Volatility Trading and Options Market Making
Volatility trading and options market making form a specialized domain within financial markets where participants profit from the difference between implied and realized volatility, the structure of the volatility surface, and the provision of liquidity in options markets. High-frequency trading firms now dominate this space, accounting for 60 to 70 percent of daily volumes in volatility derivatives[^c1].
The core opportunity in volatility trading arises from the recurrent divergence between implied volatility, representing the market's forecast of future price fluctuations, and subsequently realized volatility[^c2]. Firms capture this gap through delta-neutral strategies, gamma scalping, and relative-value trades across strikes, expirations, and related instruments. The most profitable conditions for these strategies occur during periods of elevated market volatility[^c3].

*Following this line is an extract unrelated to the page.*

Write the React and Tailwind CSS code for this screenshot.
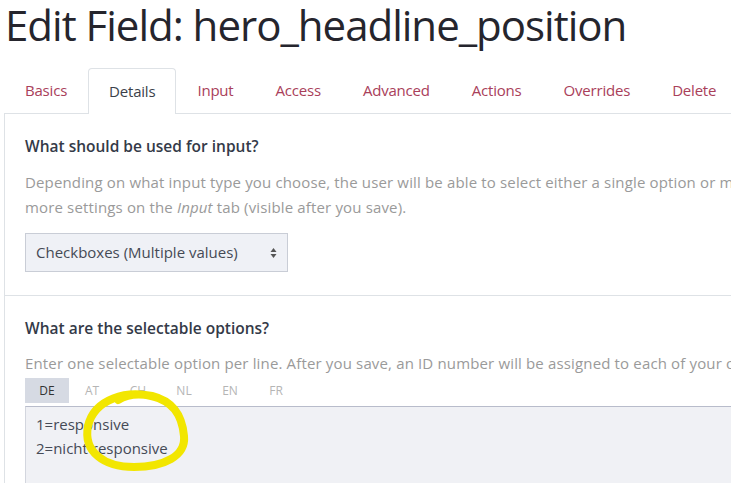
import React from 'react';

const tabs = ['Basics', 'Details', 'Input', 'Access', 'Advanced', 'Actions', 'Overrides', 'Delete'];
const langs = ['DE', 'AT', 'CH', 'NL', 'EN', 'FR'];

export default function App() {
  return (
    <div className="relative w-[737px] h-[483px] overflow-hidden bg-white font-['Open_Sans',sans-serif]">
      <h1 className="h-[68px] pl-[5px] pt-[1px] text-[42px] leading-[48px] tracking-[-1px] font-normal text-[#25252d] whitespace-nowrap">
        Edit Field: hero_headline_position
      </h1>

      <div className="w-[731px] overflow-hidden pl-[4px]">
        <ul className="flex border-b border-[#dee2e6] w-[727px]">
          {tabs.map((t) => (
            <li
              key={t}
              className={
                t === 'Details'
                  ? 'px-[20px] h-[46px] -mb-px flex items-center text-[15px] tracking-[-0.2px] text-[#3b3f4a] bg-white border border-b-0 border-[#dee2e6] rounded-t-[4px]'
                  : 'px-[20px] h-[45px] flex items-center text-[15px] tracking-[-0.2px] text-[#a9405a] border border-transparent'
              }
            >
              {t}
            </li>
          ))}
        </ul>

        <div className="w-[900px] border-l border-[#dee2e6]">
          <section className="pl-[20px] pt-[22px] pb-[23px] border-b border-[#dee2e6]">
            <h2 className="text-[15.5px] leading-[21px] font-semibold text-[#343a48]">What should be used for input?</h2>
            <p className="mt-[13px] text-[15px] leading-[25px] tracking-[0.15px] text-[#9a9a9a] whitespace-nowrap">
              Depending on what input type you choose, the user will be able to select either a single option or multiple options.
              <br />
              more settings on the <em>Input</em> tab (visible after you save).
            </p>
            <div className="mt-[13px] w-[263px] h-[39px] bg-[#eff1f6] border border-[#c9cdd6] flex items-center justify-between pl-[10px] pr-[10px]">
              <span className="text-[15px] text-[#454a55]">Checkboxes (Multiple values)</span>
              <svg width="7" height="12" viewBox="0 0 7 12">
                <path d="M3.5 1 L6.5 5 L0.5 5 Z" fill="#555" />
                <path d="M3.5 11 L6.5 7 L0.5 7 Z" fill="#555" />
              </svg>
            </div>
          </section>

          <section className="pl-[20px] pt-[22px]">
            <h2 className="text-[15.5px] leading-[21px] font-semibold text-[#343a48]">What are the selectable options?</h2>
            <p className="mt-[12px] text-[15px] leading-[25px] tracking-[0.15px] text-[#9a9a9a] whitespace-nowrap">
              Enter one selectable option per line. After you save, an ID number will be assigned to each of your options.
            </p>
            <div className="mt-[2px] flex">
              {langs.map((l) => (
                <span
                  key={l}
                  className={
                    l === 'DE'
                      ? 'w-[44px] h-[25px] flex items-center justify-center text-[12px] text-[#333] bg-[#d6dae3]'
                      : 'w-[46px] h-[25px] flex items-center justify-center text-[12px] text-[#b5b5b5]'
                  }
                >
                  {l}
                </span>
              ))}
            </div>
            <div className="mt-[3px] w-[706px] h-[90px] bg-[#f0f1f5] border-t border-l border-t-[#b8bccb] border-l-[#d3d6de] pl-[10px] pt-[5px] text-[15px] leading-[24px] text-[#454a55]">
              <div>1=responsive</div>
              <div>2=nicht responsive</div>
            </div>
          </section>
        </div>
      </div>

      <svg className="absolute left-0 top-0 pointer-events-none" width="737" height="483">
        <path
          d="M158 398 C 126 388, 94 400, 88 426 C 83 452, 104 467, 134 467 C 164 467, 186 456, 184 436 C 182 414, 172 401, 152 396 C 138 393, 126 395, 118 400"
          fill="none"
          stroke="#f2e600"
          strokeWidth="8"
          strokeLinecap="round"
        />
      </svg>
    </div>
  );
}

The academic foundations of modern options market making rest on stochastic control theory, beginning with the Avellaneda-Stoikov model which derives optimal bid-ask prices as a function of volatility, risk aversion, and inventory[^c4]. Subsequent extensions incorporate options-specific Greeks, stochastic volatility, and dimensionality reduction via vega-based portfolio aggregation, making the theory applicable to real-world books with hundreds of option series. The same stochastic control methods have been extended to prediction markets and to perpetual futures on decentralised exchanges, as volatility-arbitrage techniques expand into new asset classes[^c5][^c6]. Ongoing academic research continues to push into new areas including reinforcement learning for adaptive quoting, rough path theory and signature methods for volatility modeling, and the microstructure of OTC and RFQ markets.
Major proprietary trading firms including Optiver, IMC Trading, Susquehanna, and Akuna Capital compete globally in options market making, each with distinct approaches ranging from first-principle volatility surface generation to machine-learning-driven volatility forecasting. The rise of crypto options markets on venues like Deribit has introduced new opportunities and challenges, including 24/7 trading, a more symmetric volatility smile, and the breakdown of traditional gamma exposure heuristics.